Work to complete: Transcribe all of the material exactly, except for its pictures.

Information supplied:
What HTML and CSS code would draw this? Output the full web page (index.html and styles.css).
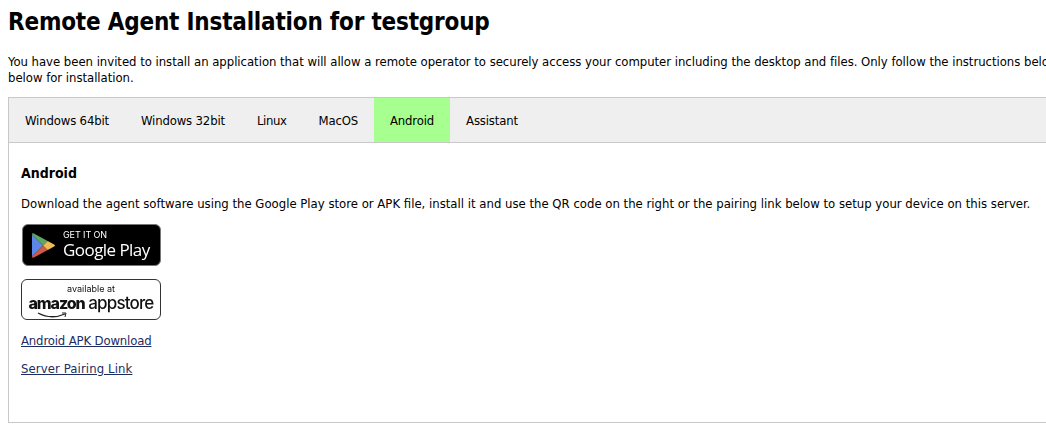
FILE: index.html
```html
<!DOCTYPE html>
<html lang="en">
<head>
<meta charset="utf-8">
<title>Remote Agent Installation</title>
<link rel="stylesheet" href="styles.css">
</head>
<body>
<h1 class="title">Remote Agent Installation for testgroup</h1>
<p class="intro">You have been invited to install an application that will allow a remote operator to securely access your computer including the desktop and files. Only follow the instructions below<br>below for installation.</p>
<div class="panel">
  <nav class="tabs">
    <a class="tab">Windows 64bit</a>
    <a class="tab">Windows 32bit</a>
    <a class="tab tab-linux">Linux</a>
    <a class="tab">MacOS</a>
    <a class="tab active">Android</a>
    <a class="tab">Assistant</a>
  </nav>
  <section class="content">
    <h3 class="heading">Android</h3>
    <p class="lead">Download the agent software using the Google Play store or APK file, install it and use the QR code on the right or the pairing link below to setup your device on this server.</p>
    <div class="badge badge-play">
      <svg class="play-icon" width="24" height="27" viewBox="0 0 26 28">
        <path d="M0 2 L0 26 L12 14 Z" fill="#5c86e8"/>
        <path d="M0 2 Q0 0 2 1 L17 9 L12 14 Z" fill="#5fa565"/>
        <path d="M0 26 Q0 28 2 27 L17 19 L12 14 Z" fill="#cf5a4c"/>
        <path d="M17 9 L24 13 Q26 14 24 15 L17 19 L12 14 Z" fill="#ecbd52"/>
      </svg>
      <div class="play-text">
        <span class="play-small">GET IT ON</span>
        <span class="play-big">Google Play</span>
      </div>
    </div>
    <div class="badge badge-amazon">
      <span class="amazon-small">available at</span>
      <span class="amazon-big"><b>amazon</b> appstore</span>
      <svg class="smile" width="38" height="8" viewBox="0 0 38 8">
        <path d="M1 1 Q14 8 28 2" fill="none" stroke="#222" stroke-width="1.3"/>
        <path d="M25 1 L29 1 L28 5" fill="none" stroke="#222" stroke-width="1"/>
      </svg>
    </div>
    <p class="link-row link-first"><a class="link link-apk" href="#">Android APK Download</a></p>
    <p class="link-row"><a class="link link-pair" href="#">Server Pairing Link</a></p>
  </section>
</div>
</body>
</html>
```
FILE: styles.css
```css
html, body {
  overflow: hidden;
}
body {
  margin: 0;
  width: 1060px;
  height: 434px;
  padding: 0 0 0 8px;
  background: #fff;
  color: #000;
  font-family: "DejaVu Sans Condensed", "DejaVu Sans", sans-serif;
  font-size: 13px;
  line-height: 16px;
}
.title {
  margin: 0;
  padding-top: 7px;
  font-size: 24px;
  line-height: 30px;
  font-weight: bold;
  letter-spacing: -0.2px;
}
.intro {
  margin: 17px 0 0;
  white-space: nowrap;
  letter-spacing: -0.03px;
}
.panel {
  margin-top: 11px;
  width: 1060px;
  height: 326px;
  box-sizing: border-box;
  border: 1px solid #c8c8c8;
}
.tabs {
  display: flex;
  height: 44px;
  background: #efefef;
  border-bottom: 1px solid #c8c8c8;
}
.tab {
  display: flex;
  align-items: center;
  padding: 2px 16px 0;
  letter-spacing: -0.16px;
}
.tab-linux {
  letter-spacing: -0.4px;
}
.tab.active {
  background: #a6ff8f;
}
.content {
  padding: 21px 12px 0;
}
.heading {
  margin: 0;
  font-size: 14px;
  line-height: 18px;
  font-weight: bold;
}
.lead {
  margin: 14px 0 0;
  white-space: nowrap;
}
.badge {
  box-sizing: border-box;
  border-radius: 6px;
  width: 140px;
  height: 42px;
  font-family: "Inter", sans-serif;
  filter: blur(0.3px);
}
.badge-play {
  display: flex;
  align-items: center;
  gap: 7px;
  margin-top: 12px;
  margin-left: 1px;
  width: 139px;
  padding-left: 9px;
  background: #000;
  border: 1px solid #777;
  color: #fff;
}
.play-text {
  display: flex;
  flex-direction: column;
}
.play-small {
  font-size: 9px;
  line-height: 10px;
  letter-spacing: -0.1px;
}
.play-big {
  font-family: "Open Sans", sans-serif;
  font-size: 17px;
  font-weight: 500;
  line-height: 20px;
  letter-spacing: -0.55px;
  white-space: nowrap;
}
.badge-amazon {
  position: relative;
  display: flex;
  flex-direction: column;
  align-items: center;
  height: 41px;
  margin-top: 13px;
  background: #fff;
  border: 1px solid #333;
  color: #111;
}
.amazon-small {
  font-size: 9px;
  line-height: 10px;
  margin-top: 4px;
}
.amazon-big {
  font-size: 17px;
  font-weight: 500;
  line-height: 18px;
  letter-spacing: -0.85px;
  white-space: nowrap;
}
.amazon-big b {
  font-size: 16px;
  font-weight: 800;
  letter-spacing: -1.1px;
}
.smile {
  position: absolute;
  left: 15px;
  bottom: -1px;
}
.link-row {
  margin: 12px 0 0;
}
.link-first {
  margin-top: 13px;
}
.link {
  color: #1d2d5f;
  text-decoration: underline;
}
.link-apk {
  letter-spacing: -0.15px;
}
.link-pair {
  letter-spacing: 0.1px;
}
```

Answer to the exercise:
What HTML and CSS code would draw this? Output the full web page (index.html and styles.css).
FILE: index.html
```html
<!DOCTYPE html>
<html lang="en">
<head>
<meta charset="utf-8">
<title>Remote Agent Installation</title>
<link rel="stylesheet" href="styles.css">
</head>
<body>
<h1 class="title">Remote Agent Installation for testgroup</h1>
<p class="intro">You have been invited to install an application that will allow a remote operator to securely access your computer including the desktop and files. Only follow the instructions below<br>below for installation.</p>
<div class="panel">
  <nav class="tabs">
    <a class="tab">Windows 64bit</a>
    <a class="tab">Windows 32bit</a>
    <a class="tab tab-linux">Linux</a>
    <a class="tab">MacOS</a>
    <a class="tab active">Android</a>
    <a class="tab">Assistant</a>
  </nav>
  <section class="content">
    <h3 class="heading">Android</h3>
    <p class="lead">Download the agent software using the Google Play store or APK file, install it and use the QR code on the right or the pairing link below to setup your device on this server.</p>
    <div class="badge badge-play">
      <svg class="play-icon" width="24" height="27" viewBox="0 0 26 28">
        <path d="M0 2 L0 26 L12 14 Z" fill="#5c86e8"/>
        <path d="M0 2 Q0 0 2 1 L17 9 L12 14 Z" fill="#5fa565"/>
        <path d="M0 26 Q0 28 2 27 L17 19 L12 14 Z" fill="#cf5a4c"/>
        <path d="M17 9 L24 13 Q26 14 24 15 L17 19 L12 14 Z" fill="#ecbd52"/>
      </svg>
      <div class="play-text">
        <span class="play-small">GET IT ON</span>
        <span class="play-big">Google Play</span>
      </div>
    </div>
    <div class="badge badge-amazon">
      <span class="amazon-small">available at</span>
      <span class="amazon-big"><b>amazon</b> appstore</span>
      <svg class="smile" width="38" height="8" viewBox="0 0 38 8">
        <path d="M1 1 Q14 8 28 2" fill="none" stroke="#222" stroke-width="1.3"/>
        <path d="M25 1 L29 1 L28 5" fill="none" stroke="#222" stroke-width="1"/>
      </svg>
    </div>
    <p class="link-row link-first"><a class="link link-apk" href="#">Android APK Download</a></p>
    <p class="link-row"><a class="link link-pair" href="#">Server Pairing Link</a></p>
  </section>
</div>
</body>
</html>
```
FILE: styles.css
```css
html, body {
  overflow: hidden;
}
body {
  margin: 0;
  width: 1060px;
  height: 434px;
  padding: 0 0 0 8px;
  background: #fff;
  color: #000;
  font-family: "DejaVu Sans Condensed", "DejaVu Sans", sans-serif;
  font-size: 13px;
  line-height: 16px;
}
.title {
  margin: 0;
  padding-top: 7px;
  font-size: 24px;
  line-height: 30px;
  font-weight: bold;
  letter-spacing: -0.2px;
}
.intro {
  margin: 17px 0 0;
  white-space: nowrap;
  letter-spacing: -0.03px;
}
.panel {
  margin-top: 11px;
  width: 1060px;
  height: 326px;
  box-sizing: border-box;
  border: 1px solid #c8c8c8;
}
.tabs {
  display: flex;
  height: 44px;
  background: #efefef;
  border-bottom: 1px solid #c8c8c8;
}
.tab {
  display: flex;
  align-items: center;
  padding: 2px 16px 0;
  letter-spacing: -0.16px;
}
.tab-linux {
  letter-spacing: -0.4px;
}
.tab.active {
  background: #a6ff8f;
}
.content {
  padding: 21px 12px 0;
}
.heading {
  margin: 0;
  font-size: 14px;
  line-height: 18px;
  font-weight: bold;
}
.lead {
  margin: 14px 0 0;
  white-space: nowrap;
}
.badge {
  box-sizing: border-box;
  border-radius: 6px;
  width: 140px;
  height: 42px;
  font-family: "Inter", sans-serif;
  filter: blur(0.3px);
}
.badge-play {
  display: flex;
  align-items: center;
  gap: 7px;
  margin-top: 12px;
  margin-left: 1px;
  width: 139px;
  padding-left: 9px;
  background: #000;
  border: 1px solid #777;
  color: #fff;
}
.play-text {
  display: flex;
  flex-direction: column;
}
.play-small {
  font-size: 9px;
  line-height: 10px;
  letter-spacing: -0.1px;
}
.play-big {
  font-family: "Open Sans", sans-serif;
  font-size: 17px;
  font-weight: 500;
  line-height: 20px;
  letter-spacing: -0.55px;
  white-space: nowrap;
}
.badge-amazon {
  position: relative;
  display: flex;
  flex-direction: column;
  align-items: center;
  height: 41px;
  margin-top: 13px;
  background: #fff;
  border: 1px solid #333;
  color: #111;
}
.amazon-small {
  font-size: 9px;
  line-height: 10px;
  margin-top: 4px;
}
.amazon-big {
  font-size: 17px;
  font-weight: 500;
  line-height: 18px;
  letter-spacing: -0.85px;
  white-space: nowrap;
}
.amazon-big b {
  font-size: 16px;
  font-weight: 800;
  letter-spacing: -1.1px;
}
.smile {
  position: absolute;
  left: 15px;
  bottom: -1px;
}
.link-row {
  margin: 12px 0 0;
}
.link-first {
  margin-top: 13px;
}
.link {
  color: #1d2d5f;
  text-decoration: underline;
}
.link-apk {
  letter-spacing: -0.15px;
}
.link-pair {
  letter-spacing: 0.1px;
}
```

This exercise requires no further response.